The generated answer is qualified rather than absolute. It says that after an outpatient COPD exacerbation treated with a short prednisone course, “one approach” is early clinical reassessment plus clear return precautions. It describes pulse oximetry as something used pragmatically and says spirometry is deferred until recovery. It suggests follow-up contact or a visit within about one week to confirm symptom trajectory and inhaler use or technique, and to make sure there is no evolving alternative diagnosis.

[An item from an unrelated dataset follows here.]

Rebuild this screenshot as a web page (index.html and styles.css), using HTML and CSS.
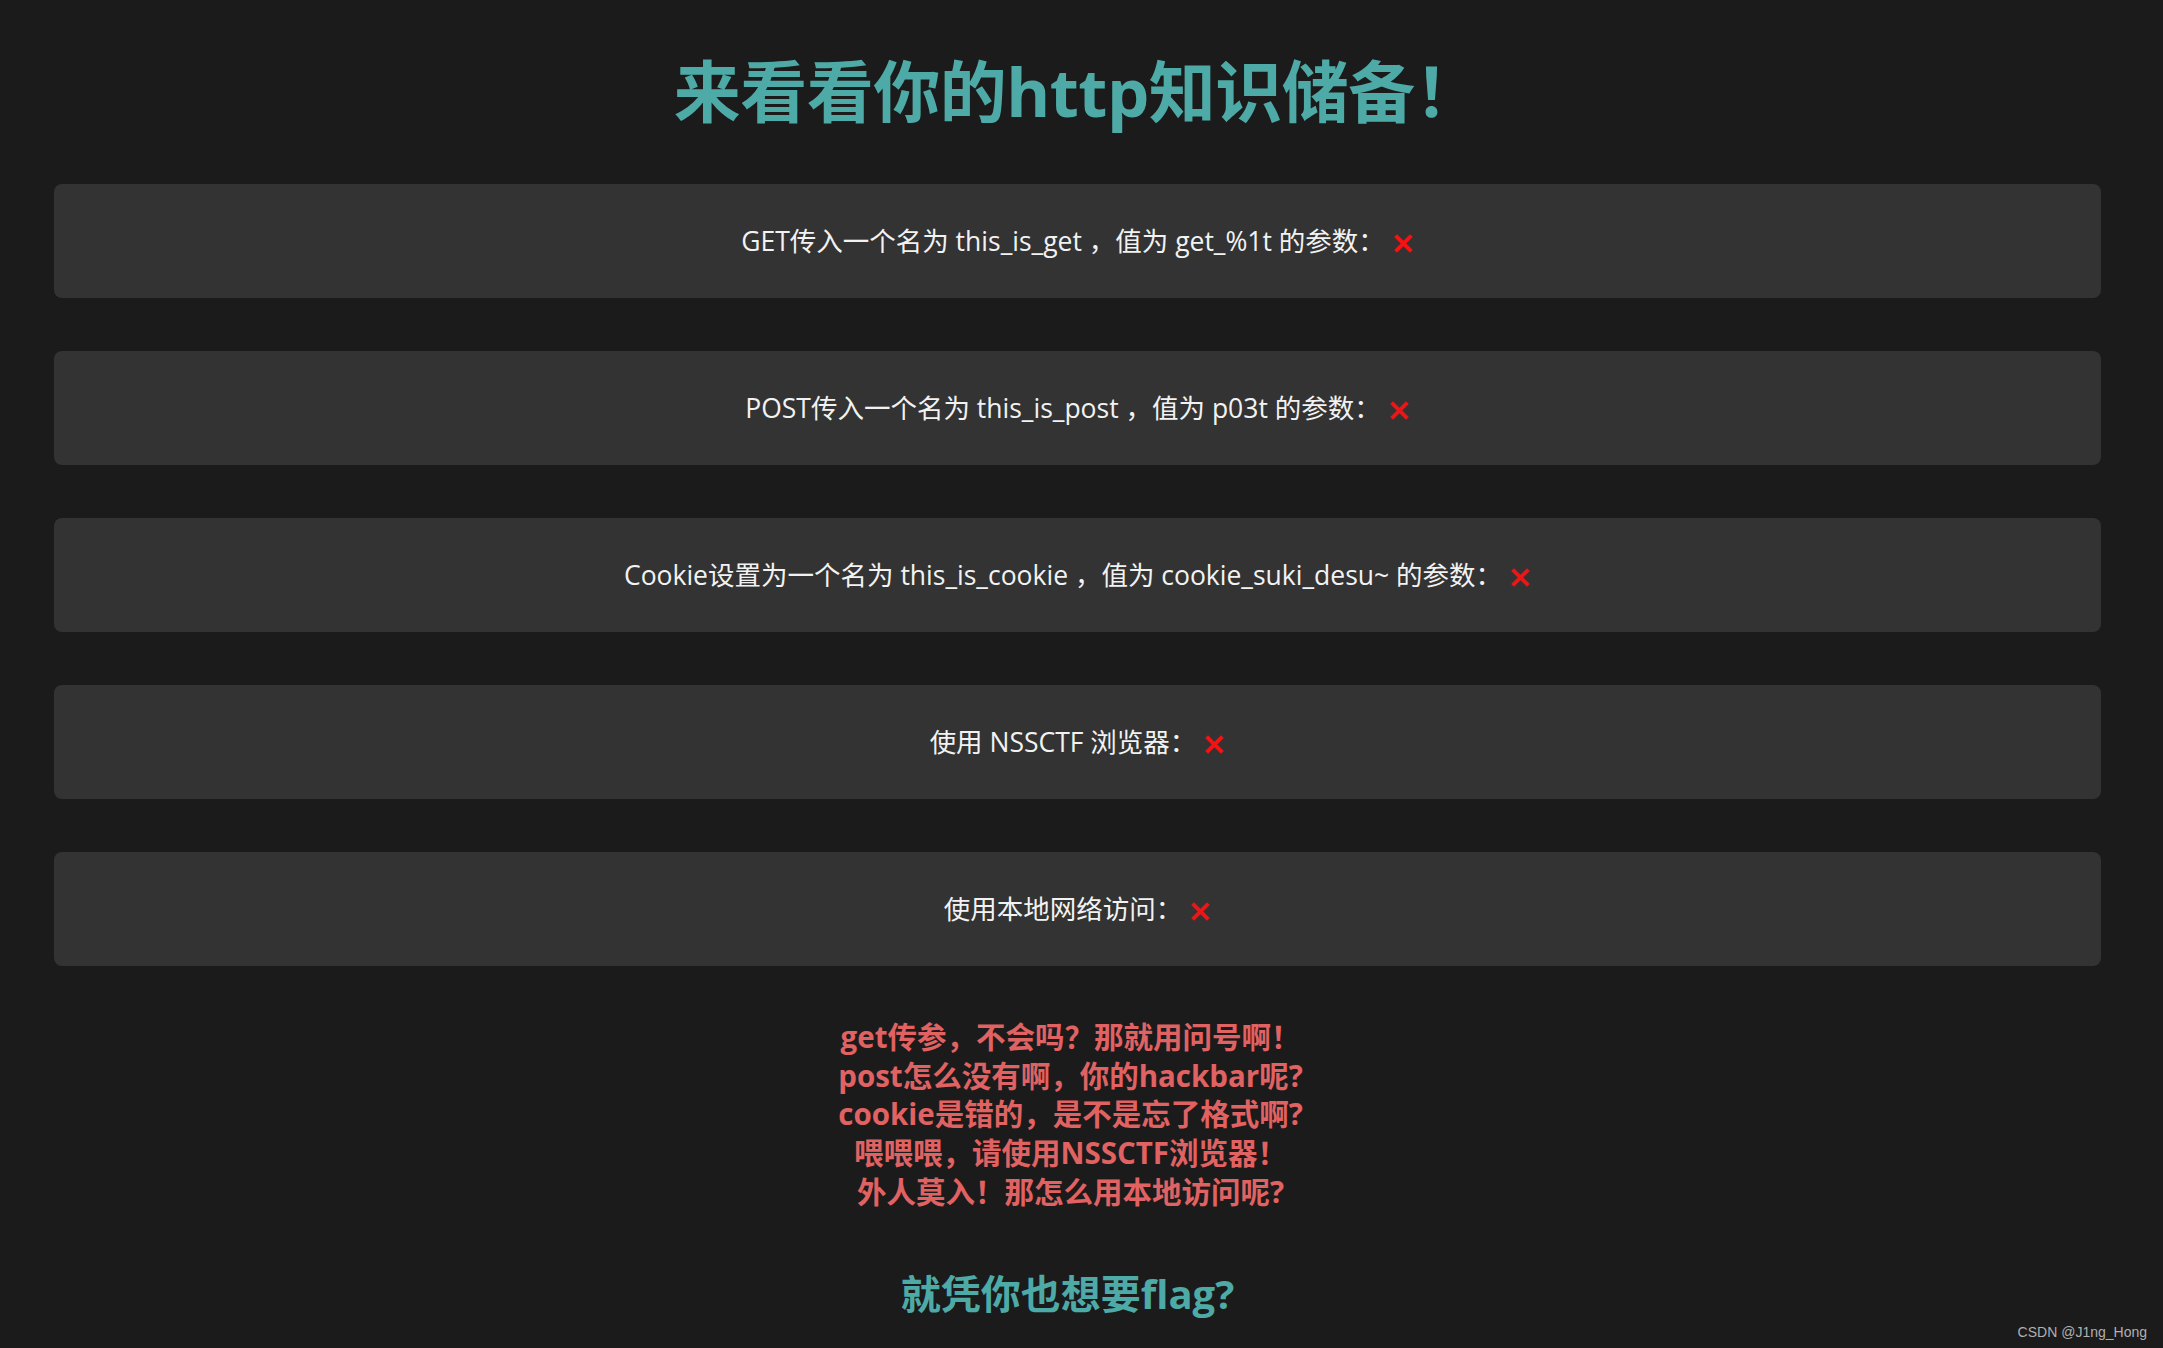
FILE: index.html
```html
<!DOCTYPE html>
<html lang="zh-CN">
<head>
  <meta charset="UTF-8" />
  <title>来看看你的http知识储备！</title>
  <link rel="stylesheet" href="styles.css">
</head>
<body>
  <div class="page">
    <h1>来看看你的http知识储备！</h1>

    <div class="checks">
      <div class="check">GET传入一个名为 this_is_get ，值为 get_%1t 的参数：<span class="bad"><svg viewBox="0 0 16 16"><path d="M2 2 L14 14 M14 2 L2 14" /></svg></span></div>
      <div class="check">POST传入一个名为 this_is_post ，值为 p03t 的参数：<span class="bad"><svg viewBox="0 0 16 16"><path d="M2 2 L14 14 M14 2 L2 14" /></svg></span></div>
      <div class="check">Cookie设置为一个名为 this_is_cookie ，值为 cookie_suki_desu~ 的参数：<span class="bad"><svg viewBox="0 0 16 16"><path d="M2 2 L14 14 M14 2 L2 14" /></svg></span></div>
      <div class="check">使用 NSSCTF 浏览器：<span class="bad"><svg viewBox="0 0 16 16"><path d="M2 2 L14 14 M14 2 L2 14" /></svg></span></div>
      <div class="check">使用本地网络访问：<span class="bad"><svg viewBox="0 0 16 16"><path d="M2 2 L14 14 M14 2 L2 14" /></svg></span></div>
    </div>

    <div class="hints">
      <p>get传参，不会吗？那就用问号啊！</p>
      <p>post怎么没有啊，你的hackbar呢?</p>
      <p>cookie是错的，是不是忘了格式啊?</p>
      <p>喂喂喂，请使用NSSCTF浏览器！</p>
      <p>外人莫入！那怎么用本地访问呢?</p>
    </div>

    <h2>就凭你也想要flag?</h2>
  </div>
  <div class="mark">CSDN @J1ng_Hong</div>
</body>
</html>
```

FILE: styles.css
```css
html, body {
  margin: 0;
  height: 100%;
}
body {
  background-color: #1b1b1b;
  font-family: "Open Sans", "Noto Sans CJK SC", sans-serif;
  color: #f2f2f2;
  overflow: hidden;
}
.page {
  display: flex;
  flex-direction: column;
  align-items: center;
  padding: 52px 62px 0 54px;
}
h1 {
  margin: 0;
  font-size: 67px;
  line-height: 79px;
  font-weight: bold;
  color: #4eaaa6;
  letter-spacing: -0.5px;
}
.checks {
  align-self: stretch;
  display: flex;
  flex-direction: column;
  gap: 53px;
  margin-top: 53px;
}
.check {
  background-color: #333333;
  border-radius: 8px;
  padding: 38px 20px;
  line-height: 38px;
  font-size: 26.5px;
  text-align: center;
}
.bad {
  display: inline-block;
  width: 21px;
  height: 21px;
  margin-left: 8px;
  vertical-align: -3px;
}
.bad svg {
  display: block;
  width: 21px;
  height: 21px;
  stroke: #f01414;
  stroke-width: 3;
  stroke-linecap: butt;
  fill: none;
}
.hints {
  margin-top: 52px;
  padding-right: 14px;
  text-align: center;
  color: #e06262;
  font-weight: bold;
  font-size: 29.5px;
}
.hints p {
  margin: 0;
  line-height: 38.7px;
}
h2 {
  margin: 58px 0 0;
  padding-right: 20px;
  font-size: 40px;
  line-height: 48px;
  font-weight: bold;
  color: #4eaaa6;
}
.mark {
  position: absolute;
  right: 16px;
  bottom: 8px;
  font-family: "Liberation Sans", sans-serif;
  font-size: 14px;
  color: #b0b0b0;
}
```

The interface also exposes sourcing. The displayed answer cites “COPD exacerbations: Management” from UpToDate and includes a “View Sources” option. The relevant behavior is the combination: the system uses patient context to generate clinical questions, draws from trusted guidance, and produces a response that can be reviewed before it affects care or documentation.

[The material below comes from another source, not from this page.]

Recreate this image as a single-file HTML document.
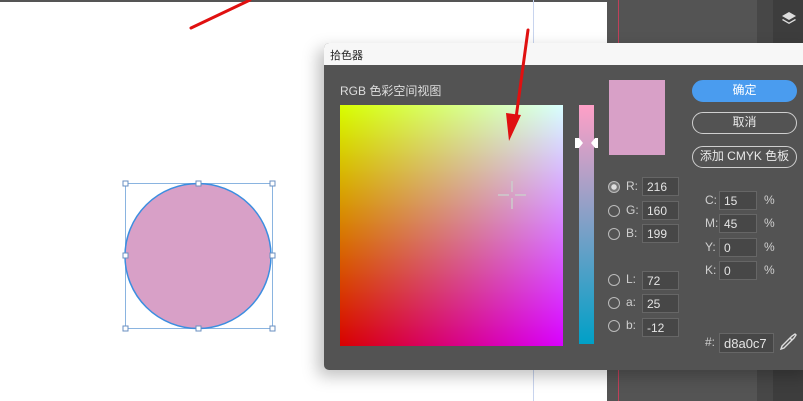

Decision support feeds back into the note with accept and reject controls
The note-editing screen shows the COPD example moving from question-answering into documentation. The patient is described as having COPD, wheezing, and a dry cough for the past week, with a recent chest X-ray showing no pneumonia or fluid. The assessment identifies a likely COPD exacerbation, includes prednisone 40 mg once daily for five days, and calls for follow-up monitoring of symptoms and treatment response.
Alongside the note, the Abridge AI pane shows the clinician’s request: “Add these follow-up plans to my Assessment & Plan...” The assistant reports that the request was processed and that edits were suggested. The suggested update adds an outpatient COPD exacerbation follow-up and monitoring plan, including timing, what to monitor, red flags, and pulse oximetry guidance.

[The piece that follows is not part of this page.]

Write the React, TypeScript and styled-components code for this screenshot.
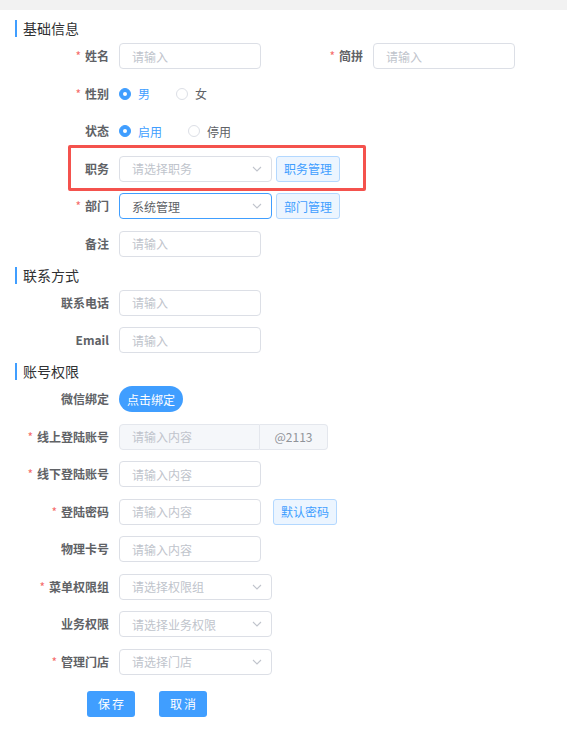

The UI also shows a boundary on what the assistant added. It says it did not add spirometry timing because that point “was not explicitly discussed in the prior plan and could vary by practice/patient stability.” The system is applying earlier guidance to the note, while withholding a possible addition when the basis is not explicit enough in the prior plan.
The visible controls are “Accept” and “Reject.” The model concentrates context into proposed edits, but those edits remain reviewable before they enter the note.
More context is the product promise and the engineering burden
Chaitanya Asawa says the most exciting part of GPT-5.5 is its ability to keep up as Abridge adds more tools and context. For clinical decision support, the product becomes more valuable when it can use more information: live conversation, patient context, note content, clinical references, and source-backed treatment guidance. It also becomes harder to keep the output concise, relevant, and bounded.
The thing that excites me the most about this model is that as we keep adding tools and context, we believe the model will actually be able to keep up with that complexity.
Asawa says Abridge saw a “clear, clear jump” in results and that GPT-5.5 can deliver more value to users “at the rigor that we want and that we need for such a product.” His account of GPT-5.5 is about handling the burden created by richer clinical context: more inputs should become denser point-of-care support, not more noise.